The New York Times sues OpenAI and Microsoft for copyright infringement::The New York Times has sued OpenAI and Microsoft for copyright infringement, alleging that the companies’ artificial intelligence technology illegally copied millions of Times articles to train ChatGPT and other services to provide people with information – technology that now competes with the Times.
My immediate reaction to the piece is that insofar as it’s trying to predict the path that the courts will take, the author may be too close to the tech while I can imagine judges readily opting to eschew what they’d feel would be excessive technical details in their reasoning. I’m curious to see how true that is.
For me the essential point, made at the end, is what do creators really want from copyright apart from more money … because any infringement case against AI easily spells oppressive copyright law.

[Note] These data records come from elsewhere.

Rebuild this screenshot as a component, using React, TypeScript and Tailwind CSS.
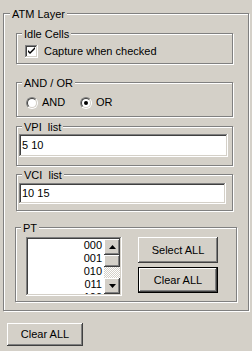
import type { ReactNode } from 'react';

const raised =
  'bg-[#d4d0c8] shadow-[inset_-1px_-1px_0_#404040,inset_1px_1px_0_#fff,inset_-2px_-2px_0_#808080,inset_2px_2px_0_#d4d0c8]';
const sunken =
  'bg-white shadow-[inset_-1px_-1px_0_#fff,inset_1px_1px_0_#808080,inset_-2px_-2px_0_#d4d0c8,inset_2px_2px_0_#404040]';

/** Etched group box with its caption sitting on the top line. */
function Group({
  title,
  className,
  legend = 'left-[5px]',
  children,
}: {
  title: string;
  className: string;
  legend?: string;
  children?: ReactNode;
}) {
  return (
    <div
      className={`relative shrink-0 border border-[#808080] shadow-[1px_1px_0_#fff,inset_1px_1px_0_#fff] ${className}`}
    >
      <span className={`absolute top-[-6px] ${legend} bg-[#d4d0c8] px-[2px] leading-[13px] whitespace-pre`}>
        {title}
      </span>
      {children}
    </div>
  );
}

function Checkbox() {
  return (
    <div className={`w-[13px] h-[13px] shrink-0 ${sunken}`}>
      <svg width="13" height="13" viewBox="0 0 13 13">
        <path d="M3 5v2l2 2 5-5V2L5 7z" fill="#000" />
      </svg>
    </div>
  );
}

function Radio({ on, label }: { on?: boolean; label: string }) {
  return (
    <label className="flex items-center gap-[4px] w-[54px]">
      <span className="relative w-[12px] h-[12px] shrink-0 rounded-full border border-[#808080] border-r-white border-b-white">
        <span className="absolute inset-0 rounded-full border border-[#404040] border-r-[#d4d0c8] border-b-[#d4d0c8] bg-white flex items-center justify-center">
          {on && <span className="w-[4px] h-[4px] rounded-full bg-black" />}
        </span>
      </span>
      <span>{label}</span>
    </label>
  );
}

function Arrow({ up }: { up?: boolean }) {
  return (
    <div className={`w-[16px] h-[16px] flex items-center justify-center ${raised}`}>
      <svg width="7" height="4" viewBox="0 0 7 4">
        <path d={up ? 'M3.5 0L7 4H0z' : 'M0 0h7L3.5 4z'} fill="#000" />
      </svg>
    </div>
  );
}

export default function App() {
  const pts = ['000', '001', '010', '011', '100'];

  return (
    <div className="w-[252px] h-[351px] bg-[#d4d0c8] pl-[3px] pt-[13px] font-['Liberation_Sans',Arial,sans-serif] text-[11px] leading-[13px] text-black overflow-hidden">
      <Group title="ATM Layer" legend="left-[6px]" className="w-[246px] h-[298px] pl-[12px] pt-[19px] flex flex-col">
        <Group title="Idle Cells" className="w-[217px] h-[31px] pl-[8px] pt-[11px]">
          <label className="flex items-center gap-[6px]">
            <Checkbox />
            <span>Capture when checked</span>
          </label>
        </Group>

        <Group title="AND / OR" className="mt-[18px] w-[217px] h-[35px] pl-[9px] pt-[13px]">
          <div className="flex">
            <Radio label="AND" />
            <Radio on label="OR" />
          </div>
        </Group>

        <Group title={'VPI  list'} className="mt-[9px] w-[217px] h-[40px] pl-[2px] pt-[7px]">
          <div className={`w-[209px] h-[23px] pl-[3px] flex items-center ${sunken}`}>5 10</div>
        </Group>

        <Group title={'VCI  list'} className="mt-[8px] w-[217px] h-[37px] pl-[2px] pt-[8px]">
          <div className={`w-[207px] h-[21px] pl-[3px] flex items-center ${sunken}`}>10 15</div>
        </Group>

        <Group title="PT" className="mt-[16px] -ml-[1px] w-[222px] h-[75px] pl-[10px] pt-[9px] flex">
          <div className={`w-[96px] h-[59px] p-[2px] flex ${sunken}`}>
            <div className="flex-1 overflow-hidden pr-[2px] text-right">
              {pts.map((p) => (
                <div key={p} className="h-[13px] leading-[13px]">
                  {p}
                </div>
              ))}
            </div>
            <div className="w-[16px] flex flex-col">
              <Arrow up />
              <div className={`h-[12px] ${raised}`} />
              <div className="flex-1 bg-[repeating-conic-gradient(#fff_0_25%,#d4d0c8_0_50%)] bg-[length:2px_2px]" />
              <Arrow />
            </div>
          </div>

          <div className="ml-[16px] flex flex-col gap-[4px]">
            <button className={`w-[80px] h-[26px] ${raised}`}>Select ALL</button>
            <button className="w-[80px] h-[26px] border border-black bg-[#d4d0c8] shadow-[inset_-1px_-1px_0_#404040,inset_1px_1px_0_#fff,inset_-2px_-2px_0_#808080]">
              Clear ALL
            </button>
          </div>
        </Group>
      </Group>

      <button className={`ml-[4px] mt-[12px] w-[76px] h-[23px] ${raised}`}>Clear ALL</button>
    </div>
  );
}
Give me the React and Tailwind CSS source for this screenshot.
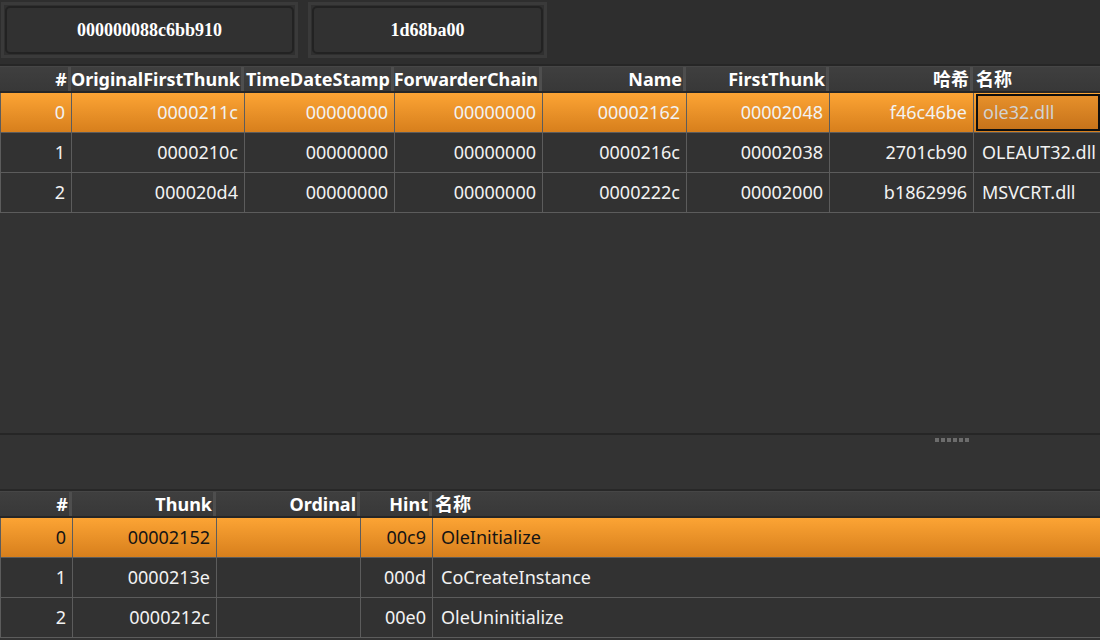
import React from 'react'

const topCols = [
  { w: 'w-[71px]', label: '#' },
  { w: 'w-[173px]', label: 'OriginalFirstThunk' },
  { w: 'w-[150px]', label: 'TimeDateStamp' },
  { w: 'w-[148px]', label: 'ForwarderChain' },
  { w: 'w-[144px]', label: 'Name' },
  { w: 'w-[143px]', label: 'FirstThunk' },
  { w: 'w-[144px]', label: '哈希' },
  { w: 'flex-1', label: '名称', left: true },
]

const topRows = [
  ['0', '0000211c', '00000000', '00000000', '00002162', '00002048', 'f46c46be', 'ole32.dll'],
  ['1', '0000210c', '00000000', '00000000', '0000216c', '00002038', '2701cb90', 'OLEAUT32.dll'],
  ['2', '000020d4', '00000000', '00000000', '0000222c', '00002000', 'b1862996', 'MSVCRT.dll'],
]

const bottomCols = [
  { w: 'w-[72px]', label: '#' },
  { w: 'w-[144px]', label: 'Thunk' },
  { w: 'w-[144px]', label: 'Ordinal' },
  { w: 'w-[72px]', label: 'Hint' },
  { w: 'flex-1', label: '名称', left: true },
]

const bottomRows = [
  ['0', '00002152', '', '00c9', 'OleInitialize'],
  ['1', '0000213e', '', '000d', 'CoCreateInstance'],
  ['2', '0000212c', '', '00e0', 'OleUninitialize'],
]

const font = { fontFamily: '"Noto Sans", "Noto Sans CJK SC", sans-serif' }

const HeaderRow = ({ cols }) => (
  <div className="flex h-[27px] shrink-0 border-t border-t-[#464646] border-b-2 border-b-[#262626] bg-gradient-to-b from-[#3f3f3f] to-[#383838]">
    {cols.map((c, i) => (
      <div
        key={i}
        className={`${c.w} shrink-0 flex items-center h-full text-[18px] font-bold text-white leading-none whitespace-nowrap overflow-hidden ${
          c.left ? 'justify-start pl-[3px]' : 'justify-end pr-[1px] border-r-[3px] border-r-[#4e4e4e]'
        }`}
      >
        {c.label}
      </div>
    ))}
  </div>
)

const BodyRow = ({ cols, cells, selected, darkText, editLast }) => (
  <div
    className={`flex h-[40px] shrink-0 border-b border-b-[#5c5c5c] border-l border-l-[#5c5c5c] ${
      selected ? 'bg-gradient-to-b from-[#fca434] to-[#d77f1c]' : 'bg-[#323232]'
    }`}
  >
    {cols.map((c, i) => {
      const last = i === cols.length - 1
      if (last && editLast) {
        return (
          <div key={i} className={`${c.w} shrink-0 h-full pl-[2px] py-[1px]`}>
            <div className="h-full border-2 border-[#0e0e0e] bg-gradient-to-b from-[#e6902b] to-[#c7731a] flex items-center pl-[5px] text-[18px] text-[#d2d2d2]">
              {cells[i]}
            </div>
          </div>
        )
      }
      return (
        <div
          key={i}
          className={`${c.w} shrink-0 h-full flex items-center text-[18px] ${
            darkText ? 'text-[#141414]' : 'text-[#f2f2f2]'
          } ${last ? 'justify-start pl-[8px]' : 'justify-end pr-[6px] border-r border-r-[#5c5c5c]'}`}
        >
          {cells[i]}
        </div>
      )
    })}
  </div>
)

const TopButton = ({ width, text }) => (
  <div className={`${width} h-[56px] border-[3px] border-[#3a3a3a] bg-[#2f2f2f] p-[1px]`}>
    <div
      className="h-full rounded-[5px] border-2 border-[#222222] bg-[#313131] flex items-center justify-center text-[18px] font-bold text-white"
      style={{ fontFamily: '"Liberation Serif", serif' }}
    >
      {text}
    </div>
  </div>
)

export default function App() {
  return (
    <div className="w-[1100px] h-[640px] overflow-hidden bg-[#333333] flex flex-col" style={font}>
      {/* Top bar */}
      <div className="h-[66px] shrink-0 bg-[#2e2e2e] flex gap-[10px] pl-[1px] pt-[2px] border-b-2 border-b-[#262626]">
        <TopButton width="w-[297px]" text="000000088c6bb910" />
        <TopButton width="w-[239px]" text="1d68ba00" />
      </div>

      {/* Import descriptors */}
      <div className="h-[367px] shrink-0 flex flex-col bg-[#333333]">
        <HeaderRow cols={topCols} />
        {topRows.map((r, i) => (
          <BodyRow key={i} cols={topCols} cells={r} selected={i === 0} editLast={i === 0} />
        ))}
      </div>

      {/* Splitter */}
      <div className="h-[2px] shrink-0 bg-[#262626]" />

      {/* Thunks */}
      <div className="flex-1 flex flex-col bg-[#333333]">
        <div className="h-[56px] shrink-0 border-b-2 border-b-[#282828]">
          <div className="flex gap-[2px] pl-[935px] pt-[3px]">
            {[0, 1, 2, 3, 4, 5].map((d) => (
              <div key={d} className="w-[4px] h-[4px] bg-[#6c6c6c]" />
            ))}
          </div>
        </div>
        <HeaderRow cols={bottomCols} />
        {bottomRows.map((r, i) => (
          <BodyRow key={i} cols={bottomCols} cells={r} selected={i === 0} darkText={i === 0} />
        ))}
      </div>
    </div>
  )
}
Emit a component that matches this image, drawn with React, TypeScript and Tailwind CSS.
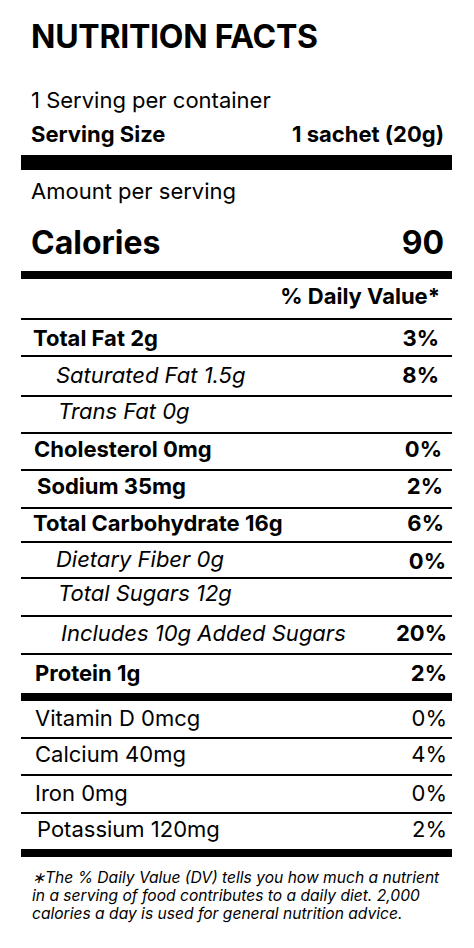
import React from "react";

type RowProps = {
  label: string;
  value?: string;
  labelCls: string;
  valueCls: string;
  rowCls: string;
};

function Row({ label, value, labelCls, valueCls, rowCls }: RowProps) {
  return (
    <div className={`flex justify-between items-start text-[22px] leading-[24px] ${rowCls}`}>
      <span className={labelCls}>{label}</span>
      {value ? <span className={valueCls}>{value}</span> : null}
    </div>
  );
}

export default function App() {
  return (
    <div
      className="w-[474px] h-[948px] bg-white text-black overflow-hidden"
      style={{ fontFamily: "Inter, 'Liberation Sans', sans-serif" }}
    >
      <div className="ml-[21px] w-[431px] flex flex-col">
        <div className="mt-[21px] pl-[10px] text-[32px] leading-[32px] font-bold tracking-[-0.25px]">NUTRITION FACTS</div>
        <div className="mt-[35px] pl-[10px] text-[22px] leading-[24px]">1 Serving per container</div>
        <div className="mt-[10px] pl-[10px] pr-[8px] flex justify-between text-[22px] leading-[24px] font-bold">
          <span>Serving Size</span>
          <span>1 sachet (20g)</span>
        </div>
        <div className="mt-[9px] h-[15px] bg-black" />
        <div className="mt-[9px] pl-[10px] text-[22px] leading-[24px]">Amount per serving</div>
        <div className="mt-[24px] pl-[10px] pr-[8px] flex justify-between text-[32px] leading-[32px] font-bold">
          <span>Calories</span>
          <span>90</span>
        </div>
        <div className="mt-[12px] h-[8px] bg-black" />
        <div className="mt-[5px] pr-[12px] text-right text-[22px] leading-[24px] font-bold">% Daily Value*</div>
        <div className="mt-[10px] h-[2px] bg-black" />

        <Row label="Total Fat 2g" value="3%" labelCls="font-bold pl-[12px]" valueCls="font-bold pr-[13px]" rowCls="h-[35px] pt-[6px]" />
        <div className="h-[2px] bg-black" />
        <Row label="Saturated Fat 1.5g" value="8%" labelCls="italic pl-[35px]" valueCls="font-bold pr-[13px]" rowCls="h-[38px] pt-[6px]" />
        <div className="h-[2px] bg-black" />
        <Row label="Trans Fat 0g" labelCls="italic pl-[37px]" valueCls="" rowCls="h-[35px] pt-[2px]" />
        <div className="h-[2px] bg-black" />
        <Row label="Cholesterol 0mg" value="0%" labelCls="font-bold pl-[13px]" valueCls="font-bold pr-[10px]" rowCls="h-[35px] pt-[3px]" />
        <div className="h-[2px] bg-black" />
        <Row label="Sodium 35mg" value="2%" labelCls="font-bold pl-[16px]" valueCls="font-bold pr-[9px]" rowCls="h-[36px] pt-[3px]" />
        <div className="h-[2px] bg-black" />
        <Row label="Total Carbohydrate 16g" value="6%" labelCls="font-bold pl-[12px]" valueCls="font-bold pr-[8px]" rowCls="h-[32px] pt-[2px]" />
        <div className="h-[2px] bg-black" />
        <Row label="Dietary Fiber 0g" value="0%" labelCls="italic pl-[35px]" valueCls="font-bold pr-[6px] pt-[2px]" rowCls="h-[34px] pt-[4px]" />
        <div className="h-[2px] bg-black" />
        <Row label="Total Sugars 12g" labelCls="italic pl-[37px]" valueCls="" rowCls="h-[36px] pt-[2px]" />
        <div className="h-[2px] bg-black" />
        <Row label="Includes 10g Added Sugars" value="20%" labelCls="italic pl-[40px]" valueCls="font-bold pr-[5px]" rowCls="h-[36px] pt-[4px]" />
        <div className="h-[2px] bg-black" />
        <Row label="Protein 1g" value="2%" labelCls="font-bold pl-[14px]" valueCls="font-bold pr-[5px]" rowCls="h-[38px] pt-[6px]" />
        <div className="h-[8px] bg-black" />
        <Row label="Vitamin D 0mcg" value="0%" labelCls="pl-[14px]" valueCls="pr-[5px]" rowCls="h-[36px] pt-[5px]" />
        <div className="h-[2px] bg-black" />
        <Row label="Calcium 40mg" value="4%" labelCls="pl-[14px]" valueCls="pr-[5px]" rowCls="h-[35px] pt-[3px]" />
        <div className="h-[2px] bg-black" />
        <Row label="Iron 0mg" value="0%" labelCls="pl-[14px]" valueCls="pr-[5px]" rowCls="h-[36px] pt-[5px]" />
        <div className="h-[2px] bg-black" />
        <Row label="Potassium 120mg" value="2%" labelCls="pl-[16px]" valueCls="pr-[5px]" rowCls="h-[35px] pt-[3px]" />
        <div className="h-[8px] bg-black" />
        <p className="mt-[12px] pl-[11px] text-[15.6px] leading-[18px] italic">
          ∗The % Daily Value (DV) tells you how much a nutrient in a serving of food contributes to a daily diet. 2,000 calories a day is used for general nutrition advice.
        </p>
      </div>
    </div>
  );
}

I’m curious to see if a dynamic factor in this is how the courts conceive of what the AI actually is and does. The one byte per work argument may come off as naive for instance and lead a judge construct their own model of what’s happening.
Otherwise, the purposes of this thread and the take I posted from mastodon, I’d say the question of whether AI creates copyrightable works and how the broader industries respond to that and what’s legally required of them stands as fundamental in the medium term.
Now curious to see what legal scholarship is predicting, which in some cases probably a better predictor.
Here’s the author’s bio:
The author is well aware of the legal side of things.
Oh I’m sure, and it was a good article to be clear. But “the legal side of things”, especially from a certain perspective, and what the courts (and then the legislature) do with a new-ish issue can be different things.